Provided entries:
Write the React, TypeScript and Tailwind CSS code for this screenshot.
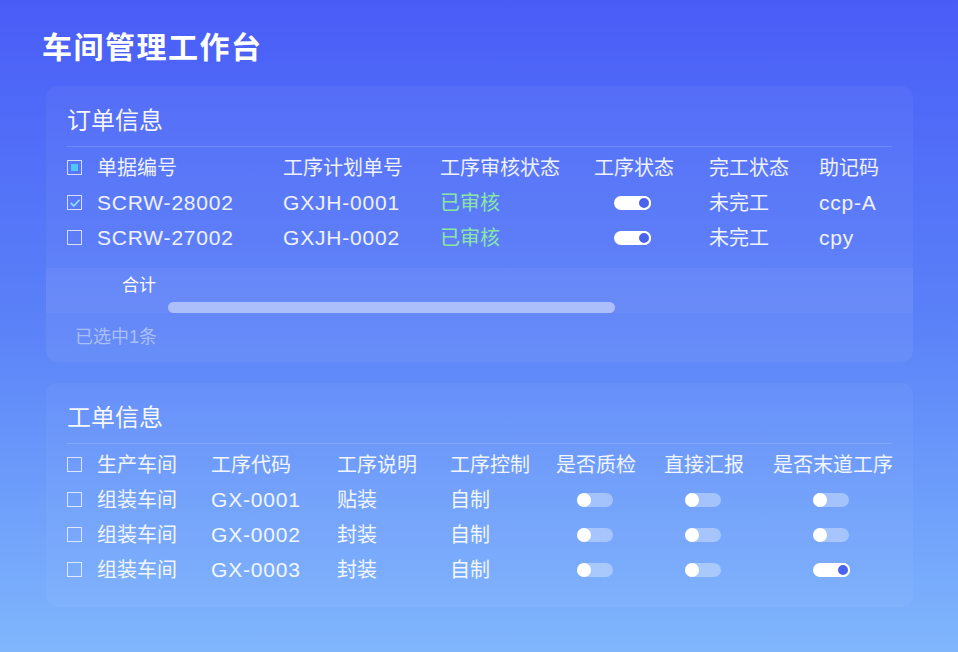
import type { ReactNode } from 'react'

const font = { fontFamily: '"Liberation Sans", "Noto Sans CJK SC", sans-serif' }

type CheckState = 'none' | 'checked' | 'partial'

function Check({ state = 'none' }: { state?: CheckState }) {
  return (
    <span className="w-[15px] h-[15px] border-[1.5px] border-white/75 flex items-center justify-center">
      {state === 'partial' && <span className="w-[7px] h-[7px] bg-[#4fc8f5]" />}
      {state === 'checked' && (
        <svg viewBox="0 0 12 12" className="w-[12px] h-[12px]">
          <path d="M1.8 6 L4.8 9 L10.4 2.8" fill="none" stroke="#8fd8ff" strokeWidth="1.8" />
        </svg>
      )}
    </span>
  )
}

function Toggle({ on }: { on: boolean }) {
  if (on) {
    return (
      <span className="w-[37px] h-[14px] rounded-full bg-white flex items-center justify-end">
        <span className="w-[14px] h-[14px] rounded-full bg-[#4a63ee] border-[2px] border-white" />
      </span>
    )
  }
  return (
    <span className="w-[36px] h-[14px] rounded-full bg-white/35 flex items-center">
      <span className="w-[14px] h-[14px] rounded-full bg-white" />
    </span>
  )
}

function Latin({ children }: { children: ReactNode }) {
  return <span className="text-[21px] tracking-[0.8px]">{children}</span>
}

function Card({ title, children }: { title: string; children: ReactNode }) {
  return (
    <section className="rounded-[12px] bg-white/[0.045] overflow-hidden">
      <div className="px-[21px] pt-[19px]">
        <h2 className="text-[24px] leading-[32px] text-white/95">{title}</h2>
        <div className="mt-[9px] h-px bg-white/15" />
      </div>
      {children}
    </section>
  )
}

const orderCols = 'grid grid-cols-[30px_186px_157px_154px_115px_110px_1fr] items-center h-[35px] text-[20px] whitespace-nowrap'
const workCols = 'grid grid-cols-[30px_114px_126px_113px_106px_108px_109px_1fr] items-center h-[35px] text-[20px] whitespace-nowrap'

const orders = [
  { id: 'SCRW-28002', plan: 'GXJH-0001', memo: 'ccp-A', checked: true },
  { id: 'SCRW-27002', plan: 'GXJH-0002', memo: 'cpy', checked: false },
]

const works = [
  { code: 'GX-0001', desc: '贴装', last: false },
  { code: 'GX-0002', desc: '封装', last: false },
  { code: 'GX-0003', desc: '封装', last: true },
]

export default function App() {
  return (
    <div
      className="w-[958px] h-[652px] overflow-hidden bg-gradient-to-b from-[#4a5cf7] via-[#5b82f8] to-[#80b6fc] text-white"
      style={font}
    >
      <h1 className="pl-[42px] pt-[28px] text-[30px] leading-[40px] font-bold tracking-[1.5px]">车间管理工作台</h1>

      <div className="pl-[46px] pr-[45px] mt-[18px] flex flex-col gap-[21px]">
        <Card title="订单信息">
          <div className="px-[21px] pt-[3px] text-white/90">
            <div className={orderCols}>
              <Check state="partial" />
              <span>单据编号</span>
              <span>工序计划单号</span>
              <span>工序审核状态</span>
              <span>工序状态</span>
              <span>完工状态</span>
              <span>助记码</span>
            </div>
            {orders.map((o) => (
              <div key={o.id} className={orderCols}>
                <Check state={o.checked ? 'checked' : 'none'} />
                <Latin>{o.id}</Latin>
                <Latin>{o.plan}</Latin>
                <span className="text-[#8be6a6]">已审核</span>
                <span className="pl-[20px] flex">
                  <Toggle on />
                </span>
                <span>未完工</span>
                <Latin>{o.memo}</Latin>
              </div>
            ))}
          </div>
          <div className="mt-[13px] h-[45px] bg-white/[0.05] flex flex-col">
            <span className="pl-[76px] pt-[6px] text-[17px] leading-[24px] text-white">合计</span>
            <span className="ml-[122px] mt-auto w-[447px] h-[11px] rounded-full bg-white/45" />
          </div>
          <div className="h-[49px] bg-white/[0.025] flex items-center pl-[29px] text-[18px] text-white/45">
            已选中1条
          </div>
        </Card>

        <Card title="工单信息">
          <div className="px-[21px] pt-[3px] pb-[20px] text-white/90">
            <div className={workCols}>
              <Check />
              <span>生产车间</span>
              <span>工序代码</span>
              <span>工序说明</span>
              <span>工序控制</span>
              <span>是否质检</span>
              <span>直接汇报</span>
              <span>是否末道工序</span>
            </div>
            {works.map((w) => (
              <div key={w.code} className={workCols}>
                <Check />
                <span>组装车间</span>
                <Latin>{w.code}</Latin>
                <span>{w.desc}</span>
                <span>自制</span>
                <span className="pl-[21px] flex">
                  <Toggle on={false} />
                </span>
                <span className="pl-[21px] flex">
                  <Toggle on={false} />
                </span>
                <span className="pl-[40px] flex">
                  <Toggle on={w.last} />
                </span>
              </div>
            ))}
          </div>
        </Card>
      </div>
    </div>
  )
}
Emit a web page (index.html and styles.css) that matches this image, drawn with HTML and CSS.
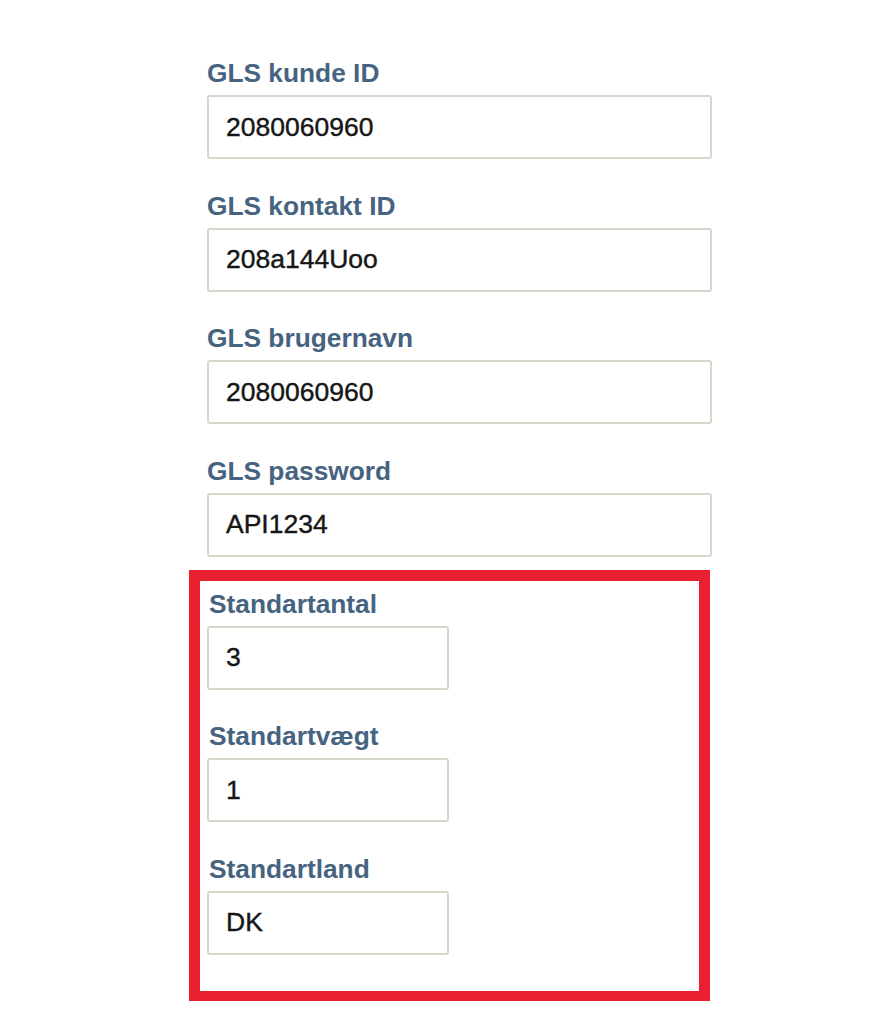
FILE: index.html
```html
<!DOCTYPE html>
<html lang="da">
<head>
<meta charset="utf-8">
<title>GLS indstillinger</title>
<link rel="stylesheet" href="styles.css">
</head>
<body>
<form class="settings">
  <div class="field">
    <label class="label">GLS kunde ID</label>
    <div class="input">2080060960</div>
  </div>
  <div class="field">
    <label class="label">GLS kontakt ID</label>
    <div class="input">208a144Uoo</div>
  </div>
  <div class="field">
    <label class="label">GLS brugernavn</label>
    <div class="input">2080060960</div>
  </div>
  <div class="field">
    <label class="label">GLS password</label>
    <div class="input">API1234</div>
  </div>
  <div class="highlight">
    <div class="field">
      <label class="label">Standartantal</label>
      <div class="input input-short">3</div>
    </div>
    <div class="field">
      <label class="label">Standartvægt</label>
      <div class="input input-short">1</div>
    </div>
    <div class="field">
      <label class="label">Standartland</label>
      <div class="input input-short">DK</div>
    </div>
  </div>
</form>
</body>
</html>
```

FILE: styles.css
```css
html, body {
  margin: 0;
  padding: 0;
  background: #ffffff;
}

body {
  font-family: "Liberation Sans", Arial, sans-serif;
}

.settings {
  padding: 58px 0 0 207px;
  width: 505px;
}

.field {
  display: flex;
  flex-direction: column;
  margin-top: 31.5px;
}

.settings > .field:first-child,
.highlight > .field:first-child {
  margin-top: 0;
}

.label {
  display: block;
  font-size: 26.3px;
  line-height: 30px;
  font-weight: 700;
  color: #46637f;
  margin-bottom: 7px;
}

.highlight .label {
  padding-left: 2px;
}

.input {
  box-sizing: border-box;
  height: 64px;
  width: 505px;
  border: 2px solid #d7d8cc;
  border-radius: 3px;
  padding-left: 17px;
  display: flex;
  align-items: center;
  font-size: 26.5px;
  color: #161616;
  -webkit-text-stroke: 0.4px #161616;
  background: #fff;
}

.input-short {
  width: 242px;
}

.highlight {
  margin: 13px 0 0 -18px;
  width: 521px;
  box-sizing: border-box;
  border-style: solid;
  border-color: #e8202f;
  border-width: 11px 11px 10px 11px;
  padding: 8px 0 36px 7px;
}
```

Exercise task: Each entry must be retyped word for word, with every image omitted.

Complete answer:
Write the React, TypeScript and Tailwind CSS code for this screenshot.
import type { ReactNode } from 'react'

const font = { fontFamily: '"Liberation Sans", "Noto Sans CJK SC", sans-serif' }

type CheckState = 'none' | 'checked' | 'partial'

function Check({ state = 'none' }: { state?: CheckState }) {
  return (
    <span className="w-[15px] h-[15px] border-[1.5px] border-white/75 flex items-center justify-center">
      {state === 'partial' && <span className="w-[7px] h-[7px] bg-[#4fc8f5]" />}
      {state === 'checked' && (
        <svg viewBox="0 0 12 12" className="w-[12px] h-[12px]">
          <path d="M1.8 6 L4.8 9 L10.4 2.8" fill="none" stroke="#8fd8ff" strokeWidth="1.8" />
        </svg>
      )}
    </span>
  )
}

function Toggle({ on }: { on: boolean }) {
  if (on) {
    return (
      <span className="w-[37px] h-[14px] rounded-full bg-white flex items-center justify-end">
        <span className="w-[14px] h-[14px] rounded-full bg-[#4a63ee] border-[2px] border-white" />
      </span>
    )
  }
  return (
    <span className="w-[36px] h-[14px] rounded-full bg-white/35 flex items-center">
      <span className="w-[14px] h-[14px] rounded-full bg-white" />
    </span>
  )
}

function Latin({ children }: { children: ReactNode }) {
  return <span className="text-[21px] tracking-[0.8px]">{children}</span>
}

function Card({ title, children }: { title: string; children: ReactNode }) {
  return (
    <section className="rounded-[12px] bg-white/[0.045] overflow-hidden">
      <div className="px-[21px] pt-[19px]">
        <h2 className="text-[24px] leading-[32px] text-white/95">{title}</h2>
        <div className="mt-[9px] h-px bg-white/15" />
      </div>
      {children}
    </section>
  )
}

const orderCols = 'grid grid-cols-[30px_186px_157px_154px_115px_110px_1fr] items-center h-[35px] text-[20px] whitespace-nowrap'
const workCols = 'grid grid-cols-[30px_114px_126px_113px_106px_108px_109px_1fr] items-center h-[35px] text-[20px] whitespace-nowrap'

const orders = [
  { id: 'SCRW-28002', plan: 'GXJH-0001', memo: 'ccp-A', checked: true },
  { id: 'SCRW-27002', plan: 'GXJH-0002', memo: 'cpy', checked: false },
]

const works = [
  { code: 'GX-0001', desc: '贴装', last: false },
  { code: 'GX-0002', desc: '封装', last: false },
  { code: 'GX-0003', desc: '封装', last: true },
]

export default function App() {
  return (
    <div
      className="w-[958px] h-[652px] overflow-hidden bg-gradient-to-b from-[#4a5cf7] via-[#5b82f8] to-[#80b6fc] text-white"
      style={font}
    >
      <h1 className="pl-[42px] pt-[28px] text-[30px] leading-[40px] font-bold tracking-[1.5px]">车间管理工作台</h1>

      <div className="pl-[46px] pr-[45px] mt-[18px] flex flex-col gap-[21px]">
        <Card title="订单信息">
          <div className="px-[21px] pt-[3px] text-white/90">
            <div className={orderCols}>
              <Check state="partial" />
              <span>单据编号</span>
              <span>工序计划单号</span>
              <span>工序审核状态</span>
              <span>工序状态</span>
              <span>完工状态</span>
              <span>助记码</span>
            </div>
            {orders.map((o) => (
              <div key={o.id} className={orderCols}>
                <Check state={o.checked ? 'checked' : 'none'} />
                <Latin>{o.id}</Latin>
                <Latin>{o.plan}</Latin>
                <span className="text-[#8be6a6]">已审核</span>
                <span className="pl-[20px] flex">
                  <Toggle on />
                </span>
                <span>未完工</span>
                <Latin>{o.memo}</Latin>
              </div>
            ))}
          </div>
          <div className="mt-[13px] h-[45px] bg-white/[0.05] flex flex-col">
            <span className="pl-[76px] pt-[6px] text-[17px] leading-[24px] text-white">合计</span>
            <span className="ml-[122px] mt-auto w-[447px] h-[11px] rounded-full bg-white/45" />
          </div>
          <div className="h-[49px] bg-white/[0.025] flex items-center pl-[29px] text-[18px] text-white/45">
            已选中1条
          </div>
        </Card>

        <Card title="工单信息">
          <div className="px-[21px] pt-[3px] pb-[20px] text-white/90">
            <div className={workCols}>
              <Check />
              <span>生产车间</span>
              <span>工序代码</span>
              <span>工序说明</span>
              <span>工序控制</span>
              <span>是否质检</span>
              <span>直接汇报</span>
              <span>是否末道工序</span>
            </div>
            {works.map((w) => (
              <div key={w.code} className={workCols}>
                <Check />
                <span>组装车间</span>
                <Latin>{w.code}</Latin>
                <span>{w.desc}</span>
                <span>自制</span>
                <span className="pl-[21px] flex">
                  <Toggle on={false} />
                </span>
                <span className="pl-[21px] flex">
                  <Toggle on={false} />
                </span>
                <span className="pl-[40px] flex">
                  <Toggle on={w.last} />
                </span>
              </div>
            ))}
          </div>
        </Card>
      </div>
    </div>
  )
}
Emit a web page (index.html and styles.css) that matches this image, drawn with HTML and CSS.
FILE: index.html
```html
<!DOCTYPE html>
<html lang="da">
<head>
<meta charset="utf-8">
<title>GLS indstillinger</title>
<link rel="stylesheet" href="styles.css">
</head>
<body>
<form class="settings">
  <div class="field">
    <label class="label">GLS kunde ID</label>
    <div class="input">2080060960</div>
  </div>
  <div class="field">
    <label class="label">GLS kontakt ID</label>
    <div class="input">208a144Uoo</div>
  </div>
  <div class="field">
    <label class="label">GLS brugernavn</label>
    <div class="input">2080060960</div>
  </div>
  <div class="field">
    <label class="label">GLS password</label>
    <div class="input">API1234</div>
  </div>
  <div class="highlight">
    <div class="field">
      <label class="label">Standartantal</label>
      <div class="input input-short">3</div>
    </div>
    <div class="field">
      <label class="label">Standartvægt</label>
      <div class="input input-short">1</div>
    </div>
    <div class="field">
      <label class="label">Standartland</label>
      <div class="input input-short">DK</div>
    </div>
  </div>
</form>
</body>
</html>
```

FILE: styles.css
```css
html, body {
  margin: 0;
  padding: 0;
  background: #ffffff;
}

body {
  font-family: "Liberation Sans", Arial, sans-serif;
}

.settings {
  padding: 58px 0 0 207px;
  width: 505px;
}

.field {
  display: flex;
  flex-direction: column;
  margin-top: 31.5px;
}

.settings > .field:first-child,
.highlight > .field:first-child {
  margin-top: 0;
}

.label {
  display: block;
  font-size: 26.3px;
  line-height: 30px;
  font-weight: 700;
  color: #46637f;
  margin-bottom: 7px;
}

.highlight .label {
  padding-left: 2px;
}

.input {
  box-sizing: border-box;
  height: 64px;
  width: 505px;
  border: 2px solid #d7d8cc;
  border-radius: 3px;
  padding-left: 17px;
  display: flex;
  align-items: center;
  font-size: 26.5px;
  color: #161616;
  -webkit-text-stroke: 0.4px #161616;
  background: #fff;
}

.input-short {
  width: 242px;
}

.highlight {
  margin: 13px 0 0 -18px;
  width: 521px;
  box-sizing: border-box;
  border-style: solid;
  border-color: #e8202f;
  border-width: 11px 11px 10px 11px;
  padding: 8px 0 36px 7px;
}
```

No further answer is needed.